Given request: Among these lines, how many include "that"? Answer only with the number.

(Entries with page source code)
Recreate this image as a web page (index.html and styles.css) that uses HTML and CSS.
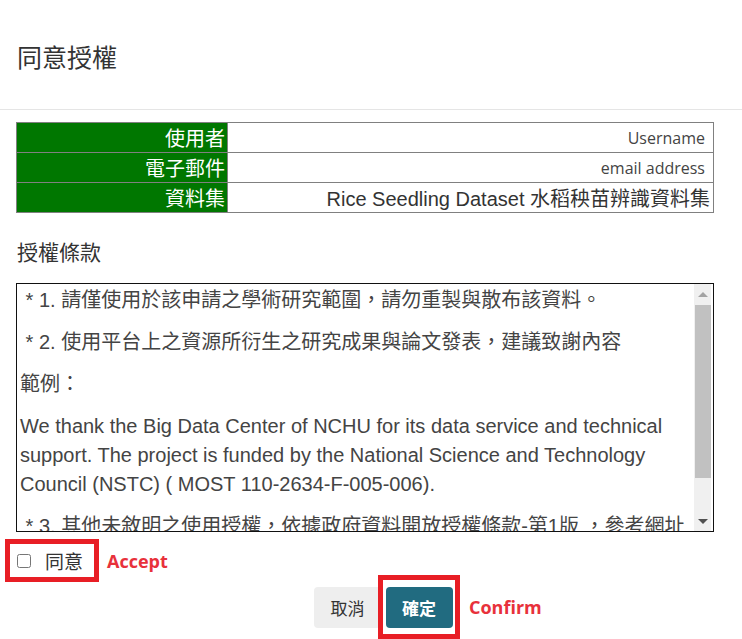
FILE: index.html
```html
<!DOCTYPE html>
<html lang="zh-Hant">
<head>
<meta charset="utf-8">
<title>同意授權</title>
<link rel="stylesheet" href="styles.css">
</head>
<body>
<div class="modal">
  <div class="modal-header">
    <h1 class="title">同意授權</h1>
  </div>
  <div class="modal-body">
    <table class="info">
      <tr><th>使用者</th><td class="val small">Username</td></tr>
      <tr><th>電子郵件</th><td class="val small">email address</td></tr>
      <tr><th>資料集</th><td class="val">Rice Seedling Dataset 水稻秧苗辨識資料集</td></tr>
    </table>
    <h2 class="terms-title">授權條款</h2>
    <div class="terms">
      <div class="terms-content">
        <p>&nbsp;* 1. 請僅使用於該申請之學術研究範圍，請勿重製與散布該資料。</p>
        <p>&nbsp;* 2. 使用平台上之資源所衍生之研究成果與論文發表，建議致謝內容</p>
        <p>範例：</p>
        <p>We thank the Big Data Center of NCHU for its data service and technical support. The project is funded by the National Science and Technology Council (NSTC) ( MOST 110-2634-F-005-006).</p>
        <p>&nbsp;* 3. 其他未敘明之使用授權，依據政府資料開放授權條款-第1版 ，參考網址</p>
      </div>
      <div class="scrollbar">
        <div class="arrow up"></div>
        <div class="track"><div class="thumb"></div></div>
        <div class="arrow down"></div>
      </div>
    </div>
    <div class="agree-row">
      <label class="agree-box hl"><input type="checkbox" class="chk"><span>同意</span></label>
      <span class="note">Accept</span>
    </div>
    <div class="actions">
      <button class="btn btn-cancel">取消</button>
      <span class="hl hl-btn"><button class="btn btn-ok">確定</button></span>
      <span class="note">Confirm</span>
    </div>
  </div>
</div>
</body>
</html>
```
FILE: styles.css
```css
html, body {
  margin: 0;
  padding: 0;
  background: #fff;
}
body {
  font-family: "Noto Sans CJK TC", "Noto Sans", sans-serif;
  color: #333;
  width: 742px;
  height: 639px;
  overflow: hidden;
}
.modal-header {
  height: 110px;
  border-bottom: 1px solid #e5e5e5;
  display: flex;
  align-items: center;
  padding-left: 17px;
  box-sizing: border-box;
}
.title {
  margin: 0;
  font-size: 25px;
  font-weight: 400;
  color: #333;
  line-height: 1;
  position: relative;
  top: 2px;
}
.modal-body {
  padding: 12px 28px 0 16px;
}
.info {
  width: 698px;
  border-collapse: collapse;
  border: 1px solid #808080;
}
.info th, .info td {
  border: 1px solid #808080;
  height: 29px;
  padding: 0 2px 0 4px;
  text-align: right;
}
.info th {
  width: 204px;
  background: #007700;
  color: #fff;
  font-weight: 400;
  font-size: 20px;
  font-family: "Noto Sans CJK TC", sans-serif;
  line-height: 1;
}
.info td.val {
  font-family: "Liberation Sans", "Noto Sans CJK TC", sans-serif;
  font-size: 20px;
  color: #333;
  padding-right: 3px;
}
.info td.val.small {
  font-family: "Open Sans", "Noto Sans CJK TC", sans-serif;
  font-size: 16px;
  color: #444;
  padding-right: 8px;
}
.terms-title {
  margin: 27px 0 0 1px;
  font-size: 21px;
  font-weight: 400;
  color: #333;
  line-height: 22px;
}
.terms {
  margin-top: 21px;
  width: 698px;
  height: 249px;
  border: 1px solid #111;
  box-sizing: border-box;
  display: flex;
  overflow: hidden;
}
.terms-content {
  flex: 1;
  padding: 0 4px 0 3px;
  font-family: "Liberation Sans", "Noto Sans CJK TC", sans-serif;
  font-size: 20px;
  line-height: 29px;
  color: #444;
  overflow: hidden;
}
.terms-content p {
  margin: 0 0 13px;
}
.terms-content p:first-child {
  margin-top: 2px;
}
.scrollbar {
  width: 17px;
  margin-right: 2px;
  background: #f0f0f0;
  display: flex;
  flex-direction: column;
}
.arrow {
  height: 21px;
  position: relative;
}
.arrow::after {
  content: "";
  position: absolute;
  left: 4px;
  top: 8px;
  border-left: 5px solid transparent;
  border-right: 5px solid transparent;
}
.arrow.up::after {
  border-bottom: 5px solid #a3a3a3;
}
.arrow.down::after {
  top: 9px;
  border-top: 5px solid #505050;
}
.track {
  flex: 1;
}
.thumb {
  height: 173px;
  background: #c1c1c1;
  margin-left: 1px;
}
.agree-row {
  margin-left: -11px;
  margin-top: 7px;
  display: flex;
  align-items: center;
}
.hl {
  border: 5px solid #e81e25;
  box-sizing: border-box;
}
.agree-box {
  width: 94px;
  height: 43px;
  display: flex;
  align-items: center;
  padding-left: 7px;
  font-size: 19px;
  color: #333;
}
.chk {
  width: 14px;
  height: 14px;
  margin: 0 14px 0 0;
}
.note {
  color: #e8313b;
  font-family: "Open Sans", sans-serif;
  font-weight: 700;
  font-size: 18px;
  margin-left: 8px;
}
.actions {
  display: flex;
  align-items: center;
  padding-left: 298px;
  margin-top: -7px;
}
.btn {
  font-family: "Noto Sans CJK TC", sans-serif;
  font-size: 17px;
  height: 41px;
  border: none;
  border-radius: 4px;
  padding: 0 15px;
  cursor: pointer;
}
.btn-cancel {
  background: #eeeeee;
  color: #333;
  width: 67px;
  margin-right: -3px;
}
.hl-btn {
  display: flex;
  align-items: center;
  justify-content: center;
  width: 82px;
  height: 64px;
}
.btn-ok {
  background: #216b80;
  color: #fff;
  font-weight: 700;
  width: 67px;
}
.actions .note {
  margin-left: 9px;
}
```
---
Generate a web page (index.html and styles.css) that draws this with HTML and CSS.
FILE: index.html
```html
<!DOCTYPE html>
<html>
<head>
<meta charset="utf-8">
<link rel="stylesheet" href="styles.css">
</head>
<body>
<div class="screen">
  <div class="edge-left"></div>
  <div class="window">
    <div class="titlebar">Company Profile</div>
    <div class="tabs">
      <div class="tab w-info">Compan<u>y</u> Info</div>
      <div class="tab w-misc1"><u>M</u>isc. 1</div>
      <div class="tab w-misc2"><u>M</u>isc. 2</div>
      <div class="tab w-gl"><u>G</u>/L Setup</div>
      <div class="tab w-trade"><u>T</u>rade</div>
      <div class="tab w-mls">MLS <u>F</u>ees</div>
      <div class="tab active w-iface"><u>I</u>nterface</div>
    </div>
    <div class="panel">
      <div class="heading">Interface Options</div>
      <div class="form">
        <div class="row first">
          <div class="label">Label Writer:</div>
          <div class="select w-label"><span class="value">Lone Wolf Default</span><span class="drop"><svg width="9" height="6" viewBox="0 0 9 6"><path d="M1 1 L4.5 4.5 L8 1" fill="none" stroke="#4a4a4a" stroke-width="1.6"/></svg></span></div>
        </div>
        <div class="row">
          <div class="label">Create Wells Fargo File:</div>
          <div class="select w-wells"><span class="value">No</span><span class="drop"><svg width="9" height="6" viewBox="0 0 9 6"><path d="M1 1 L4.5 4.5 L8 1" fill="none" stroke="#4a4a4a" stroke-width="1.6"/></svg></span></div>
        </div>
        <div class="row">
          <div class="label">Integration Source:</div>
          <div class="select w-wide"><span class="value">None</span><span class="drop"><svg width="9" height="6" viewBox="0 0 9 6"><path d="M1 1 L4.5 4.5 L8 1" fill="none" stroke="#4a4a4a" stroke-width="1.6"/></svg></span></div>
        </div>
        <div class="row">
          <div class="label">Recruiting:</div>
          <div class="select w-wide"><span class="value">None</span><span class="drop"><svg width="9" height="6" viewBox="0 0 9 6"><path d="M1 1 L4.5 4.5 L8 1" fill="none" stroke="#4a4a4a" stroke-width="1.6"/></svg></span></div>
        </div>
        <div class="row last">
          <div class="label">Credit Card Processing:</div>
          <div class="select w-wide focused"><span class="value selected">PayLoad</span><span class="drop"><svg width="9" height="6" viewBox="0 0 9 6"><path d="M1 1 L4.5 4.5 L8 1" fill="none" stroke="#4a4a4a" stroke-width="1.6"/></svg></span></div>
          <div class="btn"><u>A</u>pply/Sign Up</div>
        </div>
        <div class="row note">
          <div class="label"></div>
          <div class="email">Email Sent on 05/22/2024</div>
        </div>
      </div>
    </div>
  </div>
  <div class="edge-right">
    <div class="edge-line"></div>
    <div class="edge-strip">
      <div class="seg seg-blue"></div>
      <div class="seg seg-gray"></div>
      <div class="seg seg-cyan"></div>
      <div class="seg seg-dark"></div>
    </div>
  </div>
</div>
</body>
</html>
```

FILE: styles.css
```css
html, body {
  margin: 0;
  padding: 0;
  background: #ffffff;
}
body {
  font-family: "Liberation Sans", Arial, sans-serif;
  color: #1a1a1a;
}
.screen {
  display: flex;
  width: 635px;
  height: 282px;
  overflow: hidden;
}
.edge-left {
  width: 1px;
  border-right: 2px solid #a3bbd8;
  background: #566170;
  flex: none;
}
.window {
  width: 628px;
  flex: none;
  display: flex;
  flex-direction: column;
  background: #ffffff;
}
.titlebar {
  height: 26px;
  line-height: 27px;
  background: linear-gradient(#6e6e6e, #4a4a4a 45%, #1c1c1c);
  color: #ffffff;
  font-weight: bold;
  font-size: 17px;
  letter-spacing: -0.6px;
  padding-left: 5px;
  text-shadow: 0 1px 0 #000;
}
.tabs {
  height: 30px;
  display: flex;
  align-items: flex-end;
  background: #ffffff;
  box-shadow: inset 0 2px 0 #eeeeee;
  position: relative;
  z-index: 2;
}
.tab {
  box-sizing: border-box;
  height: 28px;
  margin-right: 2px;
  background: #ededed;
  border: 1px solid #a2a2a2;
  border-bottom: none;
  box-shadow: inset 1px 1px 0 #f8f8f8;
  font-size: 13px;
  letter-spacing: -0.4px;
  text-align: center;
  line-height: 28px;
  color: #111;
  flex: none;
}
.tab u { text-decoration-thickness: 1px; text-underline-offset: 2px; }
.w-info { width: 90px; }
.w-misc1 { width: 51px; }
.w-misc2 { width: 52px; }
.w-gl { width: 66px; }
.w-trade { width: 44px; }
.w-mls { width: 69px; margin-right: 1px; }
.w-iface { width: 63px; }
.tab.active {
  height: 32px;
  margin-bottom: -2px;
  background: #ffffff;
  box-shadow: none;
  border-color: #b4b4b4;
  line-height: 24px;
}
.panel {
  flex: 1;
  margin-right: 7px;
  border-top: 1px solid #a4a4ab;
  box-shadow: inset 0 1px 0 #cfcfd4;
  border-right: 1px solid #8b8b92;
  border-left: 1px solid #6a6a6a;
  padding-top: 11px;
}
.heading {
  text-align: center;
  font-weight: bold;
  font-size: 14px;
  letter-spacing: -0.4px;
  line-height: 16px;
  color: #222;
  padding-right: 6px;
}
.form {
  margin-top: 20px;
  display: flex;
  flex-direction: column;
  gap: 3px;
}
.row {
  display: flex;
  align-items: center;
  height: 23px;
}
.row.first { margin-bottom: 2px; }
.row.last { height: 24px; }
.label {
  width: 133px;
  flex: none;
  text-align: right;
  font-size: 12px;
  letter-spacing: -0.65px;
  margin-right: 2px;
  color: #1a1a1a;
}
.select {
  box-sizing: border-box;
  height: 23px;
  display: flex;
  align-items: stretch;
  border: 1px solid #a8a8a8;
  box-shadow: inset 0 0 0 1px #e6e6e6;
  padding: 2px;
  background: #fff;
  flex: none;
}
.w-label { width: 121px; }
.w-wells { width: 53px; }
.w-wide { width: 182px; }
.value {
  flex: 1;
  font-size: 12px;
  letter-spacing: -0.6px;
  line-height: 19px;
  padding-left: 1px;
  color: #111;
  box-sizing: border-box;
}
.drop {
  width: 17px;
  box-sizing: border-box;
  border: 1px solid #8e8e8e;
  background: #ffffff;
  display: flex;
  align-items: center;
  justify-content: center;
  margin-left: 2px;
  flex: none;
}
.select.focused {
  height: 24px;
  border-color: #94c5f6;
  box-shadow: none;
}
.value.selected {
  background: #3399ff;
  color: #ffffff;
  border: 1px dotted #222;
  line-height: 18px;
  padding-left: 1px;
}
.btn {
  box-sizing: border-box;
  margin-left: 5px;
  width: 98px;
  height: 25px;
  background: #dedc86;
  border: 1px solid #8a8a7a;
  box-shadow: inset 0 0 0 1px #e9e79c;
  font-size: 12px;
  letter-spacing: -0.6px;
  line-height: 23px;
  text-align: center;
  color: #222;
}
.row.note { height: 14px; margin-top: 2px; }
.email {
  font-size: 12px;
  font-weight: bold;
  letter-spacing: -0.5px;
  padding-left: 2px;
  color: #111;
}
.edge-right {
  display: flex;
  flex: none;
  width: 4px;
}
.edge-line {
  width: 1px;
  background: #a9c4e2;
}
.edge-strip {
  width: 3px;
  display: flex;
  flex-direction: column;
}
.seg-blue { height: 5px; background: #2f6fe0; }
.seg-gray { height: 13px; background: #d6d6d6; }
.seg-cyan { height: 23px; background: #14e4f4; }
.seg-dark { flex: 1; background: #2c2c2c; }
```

Reply: 2